Distilling down a lifetime of experience is no small task. Many people find it meaningful to write or record their ethical will at turning points in their lifetime such as the birth of a child or grandchild, retirement, recovery from illness, or simply during a quiet season of reflection. Like a last will and testament, an ethical will can expand and change as you do. Your perspective at age 40 may differ from your perspective at 70, and that evolution itself becomes part of your legacy.
Ethical wills have evolved over time from oral proclamations to written letters. Today, they can take almost any form that feels authentic to you:
- A handwritten letter or journal
- An audio recording or voice memo
- A video message or short documentary
- A digital time capsule through a service such as Storyworth or My Life in a Book
- A personal scrapbook
- An artistic legacy, such as a poem, song, or curated playlist
- A shared online document that grows with family contributions
There is also no single correct way to share an ethical will. Some people choose to keep it private until their death, entrusting a copy to their attorney or executor. Others share it during life as part of a family gathering, holiday letter, or milestone celebration so loved ones can discuss and reflect on it together.

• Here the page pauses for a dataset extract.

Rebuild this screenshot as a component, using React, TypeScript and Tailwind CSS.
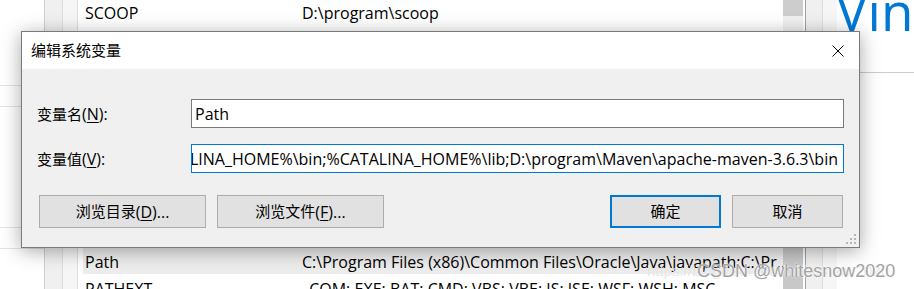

If you store it digitally, back it up in multiple locations or cloud services. If you write it by hand, make copies and keep one with your estate planning documents. You can also use a service like Future Me, which will deliver your digital letter at a predetermined future time.
However you choose to deliver it, your ethical will can become a lasting part of your legacy and may be what your loved ones remember most when everything else fades into the background.
Family heirlooms do not have to be limited to physical possessions. They can just as powerfully take the form of insights gained from lived experience, preserved and passed down from generation to generation to lead your people . . . to the Promised Land.